EXERCISE DIRECTIONS:
Reply with one number only, the count of lines holding the string "index".
===
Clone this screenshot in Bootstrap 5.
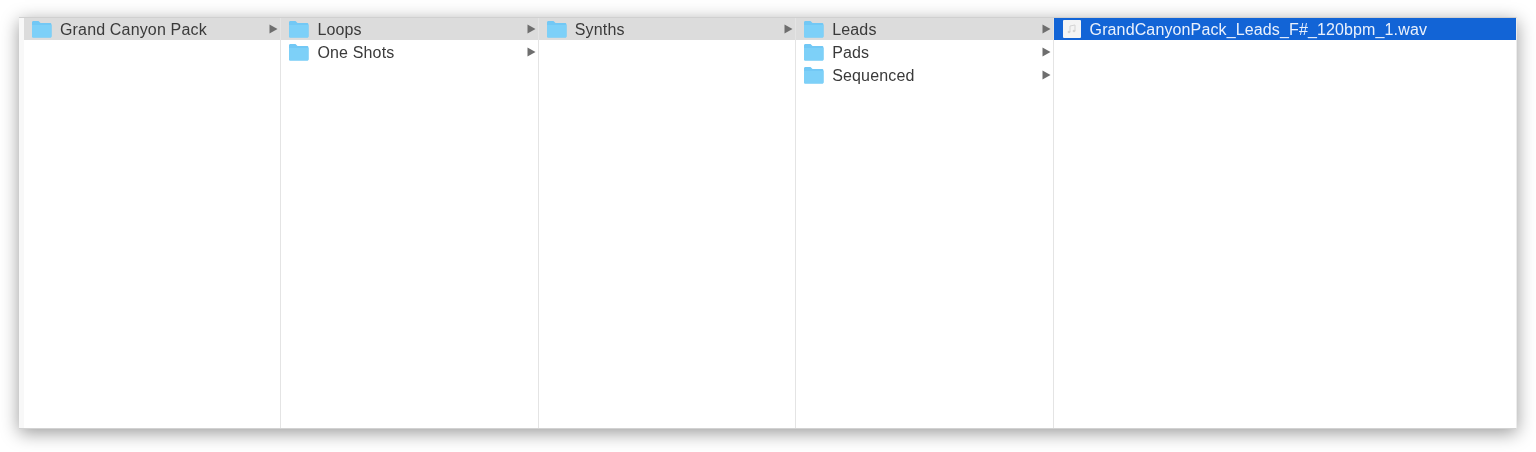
<!DOCTYPE html>
<html lang="en">
  <head>
    <meta charset="UTF-8" />
    <meta name="viewport" content="width=device-width, initial-scale=1.0" />
    <title>Finder Columns</title>
    <link
      href="https://cdn.jsdelivr.net/npm/bootstrap@5.3.3/dist/css/bootstrap.min.css"
      rel="stylesheet"
    />
    <style>
      body {
        background: #fff;
        height: 452px;
        overflow: hidden;
        padding: 17px 19px 23px 19px;
      }
      .finder-window {
        height: 412px;
        background: #fff;
        border-top: 1px solid #d0d0d0;
        border-bottom: 1px solid #d2d2d2;
        border-right: 1px solid #ececec;
        box-shadow: 0 4px 17px rgba(0, 0, 0, 0.4);
      }
      .finder-gutter {
        width: 5px;
        flex: none;
        background: #f8f8f8;
      }
      .finder-col {
        width: 257.4px;
        flex: none;
        border-right: 1px solid #e4e4e4;
      }
      .finder-col.last-col {
        flex: 1 1 auto;
        width: auto;
        border-right: 0;
      }
      .finder-row {
        height: 23px;
        padding-left: 7px;
        padding-right: 2px;
        border-bottom: 1px solid transparent;
        background-clip: padding-box;
        font-family: "Liberation Sans", Arial, sans-serif;
        font-size: 16px;
        letter-spacing: 0.16px;
        color: #3a3a3a;
      }
      .finder-row.open-row {
        background-color: #dcdcdc;
      }
      .finder-row.picked-row {
        background-color: #1264d6;
        color: #eaf1fc;
        padding-left: 9px;
        letter-spacing: 0.13px;
      }
      .row-name {
        margin-left: 8px;
        padding-top: 2px;
        filter: blur(0.55px);
      }
      .picked-row .row-name {
        margin-left: 9px;
      }
      .folder-icon,
      .file-icon,
      .arrow-icon {
        flex: none;
        filter: blur(0.5px);
      }
    </style>
  </head>
  <body>
    <div class="finder-window d-flex" id="finder"><div class="finder-gutter"></div></div>

    <script>
      const folder = `<svg class="folder-icon" width="21" height="18" viewBox="0 0 21 18">
        <path d="M1 2.500C1 1.500 1.600 1 2.500 1H7.500L9.500 3H19C20 3 20.500 3.600 20.500 4.500V16C20.500 17 20 17.500 19 17.500H2.500C1.500 17.500 1 17 1 16Z" fill="#72c8f5"/>
        <path d="M1 5H20.500V16C20.500 17 20 17.500 19 17.500H2.500C1.500 17.500 1 17 1 16Z" fill="#7dd0f8"/>
      </svg>`;
      const arrow = `<svg class="arrow-icon ms-auto" width="9" height="10" viewBox="0 0 9 10"><path d="M0.500 0.500L8.500 5L0.500 9.500Z" fill="#6e6e6e"/></svg>`;
      const file = `<svg class="file-icon" width="18" height="18" viewBox="0 0 18 18">
        <rect width="18" height="18" rx="1" fill="#f4f4f4"/>
        <path d="M7 12V6L12 5V11" fill="none" stroke="#d4d4d4"/>
        <circle cx="6" cy="12" r="1.300" fill="#d4d4d4"/><circle cx="11" cy="11" r="1.300" fill="#d4d4d4"/>
      </svg>`;

      const columns = [
        [{ name: "Grand Canyon Pack", open: true }],
        [{ name: "Loops", open: true }, { name: "One Shots" }],
        [{ name: "Synths", open: true }],
        [{ name: "Leads", open: true }, { name: "Pads" }, { name: "Sequenced" }],
        [{ name: "GrandCanyonPack_Leads_F#_120bpm_1.wav", picked: true }],
      ];

      const finder = document.getElementById("finder");
      columns.forEach((items, i) => {
        const col = document.createElement("div");
        col.className = "finder-col" + (i === columns.length - 1 ? " last-col" : "");
        items.forEach((item) => {
          const row = document.createElement("div");
          row.className = "finder-row d-flex align-items-center";
          if (item.open) row.classList.add("open-row");
          if (item.picked) row.classList.add("picked-row");
          row.innerHTML =
            (item.picked ? file : folder) +
            `<span class="row-name text-nowrap">${item.name}</span>` +
            (item.picked ? "" : arrow);
          col.appendChild(row);
        });
        finder.appendChild(col);
      });
    </script>
    <script src="https://cdn.jsdelivr.net/npm/bootstrap@5.3.3/dist/js/bootstrap.bundle.min.js"></script>
  </body>
</html>
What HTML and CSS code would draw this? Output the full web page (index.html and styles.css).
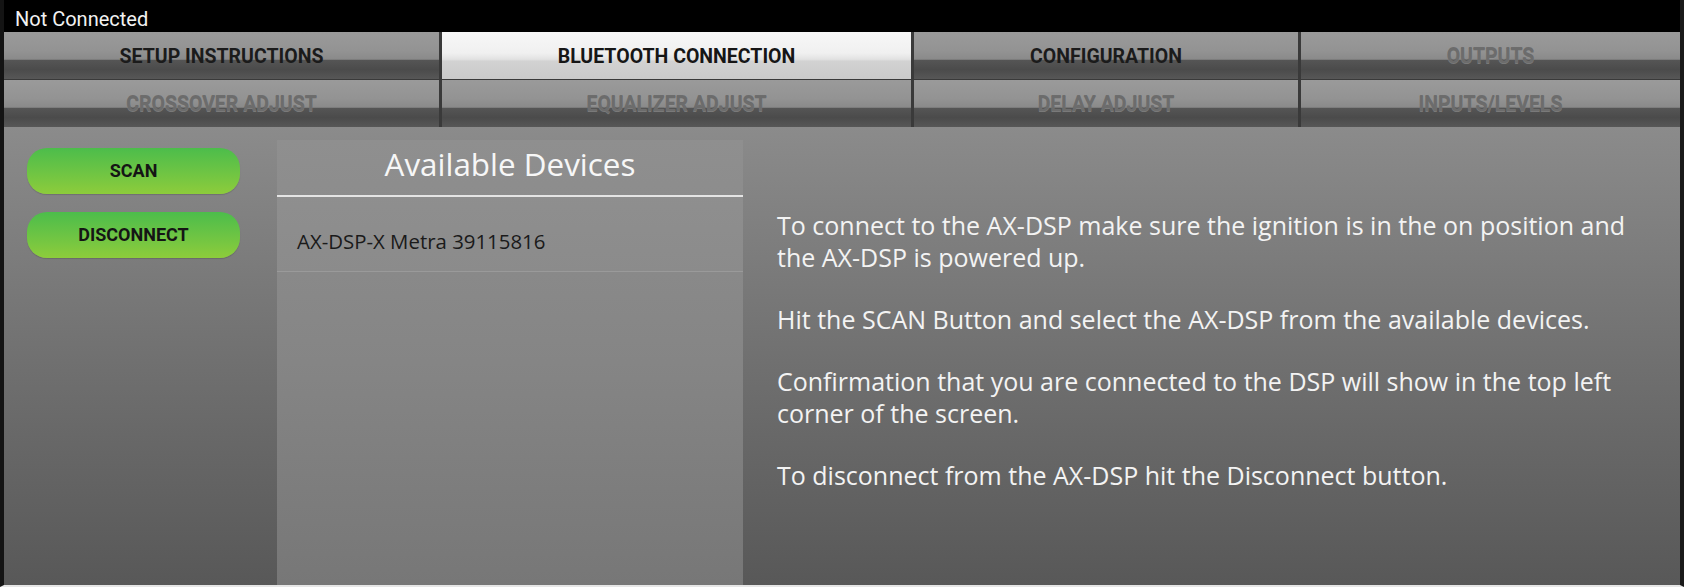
FILE: index.html
```html
<!DOCTYPE html>
<html>
<head>
<meta charset="utf-8">
<link rel="stylesheet" href="styles.css">
</head>
<body>
<div class="app">
  <div class="topbar">Not Connected</div>
  <div class="tabs">
    <div class="tab">SETUP INSTRUCTIONS</div>
    <div class="tab selected">BLUETOOTH CONNECTION</div>
    <div class="tab">CONFIGURATION</div>
    <div class="tab disabled">OUTPUTS</div>
    <div class="tab disabled">CROSSOVER ADJUST</div>
    <div class="tab disabled">EQUALIZER ADJUST</div>
    <div class="tab disabled">DELAY ADJUST</div>
    <div class="tab disabled">INPUTS/LEVELS</div>
  </div>
  <div class="content">
    <div class="actions">
      <div class="btn">SCAN</div>
      <div class="btn">DISCONNECT</div>
    </div>
    <div class="devices">
      <div class="devices-title">Available Devices</div>
      <div class="device">AX-DSP-X Metra 39115816</div>
      <div class="devices-rest"></div>
    </div>
    <div class="info">
      <p>To connect to the AX-DSP make sure the ignition is in the on position and the AX-DSP is powered up.</p>
      <p>Hit the SCAN Button and select the AX-DSP from the available devices.</p>
      <p>Confirmation that you are connected to the DSP will show in the top left corner of the screen.</p>
      <p>To disconnect from the AX-DSP hit the Disconnect button.</p>
    </div>
  </div>
</div>
</body>
</html>
```
FILE: styles.css
```css
* { box-sizing: border-box; }
html, body { margin: 0; padding: 0; background: #111; }
body { font-family: "Open Sans", "Noto Sans", "Liberation Sans", sans-serif; }

.app {
  width: 1684px;
  height: 587px;
  display: flex;
  flex-direction: column;
  background: #111;
  border-left: 4px solid #141414;
  border-right: 4px solid #1a1a1a;
  border-bottom: 2px solid #e6e6e6;
}

.topbar {
  height: 32px;
  background: #000;
  color: #f2f2f2;
  font-family: Roboto, "Open Sans", sans-serif;
  font-size: 20px;
  padding-left: 11px;
  padding-top: 5px;
  display: flex;
  align-items: center;
}

.tabs {
  display: grid;
  grid-template-columns: 435px 469px 384px 1fr;
  grid-template-rows: 47px 47px;
  column-gap: 3px;
  row-gap: 1px;
  background: #3a3a3a;
}

.tab {
  display: flex;
  align-items: center;
  justify-content: center;
  font-family: Roboto, "Open Sans", sans-serif;
  font-size: 19.5px;
  font-weight: 700;
  color: #1b1b1b;
  padding-top: 1px;
  background: linear-gradient(to bottom,
    #9a9a9a 0%, #939393 40%, #8a8a8a 58%,
    #555 60%, #4b4b4b 80%, #575757 100%);
}

.tab.selected {
  background: linear-gradient(to bottom,
    #f7f7f7 0%, #f0f0f0 45%, #e2e2e2 58%,
    #d2d2d2 62%, #cacaca 100%);
  color: #161616;
}

.tab.disabled {
  color: #6c6c6c;
  text-shadow: 0 1px 0 rgba(150,150,150,0.6), 0 -1px 0 rgba(70,70,70,0.5);
}

.content {
  flex: 1;
  display: grid;
  grid-template-columns: 273px 466px 1fr;
  background: linear-gradient(to bottom, #8b8b8b 0%, #6e6e6e 55%, #585858 100%);
  overflow: hidden;
}

.actions {
  display: flex;
  flex-direction: column;
  gap: 18px;
  padding: 21px 0 0 23px;
}

.btn {
  width: 213px;
  height: 46px;
  border-radius: 20px;
  background: linear-gradient(to bottom, #4cbd4b 0%, #6cc444 50%, #8dcc3b 100%);
  color: #151515;
  font-family: Roboto, "Open Sans", sans-serif;
  font-weight: 700;
  font-size: 18px;
  padding-bottom: 2px;
  display: flex;
  align-items: center;
  justify-content: center;
  box-shadow: 0 1px 1px rgba(0,0,0,0.15);
}

.devices {
  margin-top: 13px;
  display: flex;
  flex-direction: column;
  background: linear-gradient(to bottom, #8f8f8f 0%, #858585 50%, #777 100%);
}

.devices-title {
  height: 57px;
  border-bottom: 2px solid #e4e4e4;
  color: #f7f7f7;
  font-size: 31.4px;
  display: flex;
  align-items: center;
  justify-content: center;
  padding-bottom: 9px;
}

.device {
  height: 75px;
  padding: 14px 0 0 20px;
  display: flex;
  align-items: center;
  color: #1a1a1a;
  font-size: 20.4px;
  border-bottom: 1px solid #9a9a9a;
  background: rgba(255,255,255,0.02);
}

.devices-rest { flex: 1; }

.info {
  padding: 82px 16px 0 34px;
  color: #f3f3f3;
  font-size: 25px;
  line-height: 32px;
}

.info p {
  margin: 0 0 30px 0;
  max-width: 870px;
}
```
===
FULL RESPONSE:
2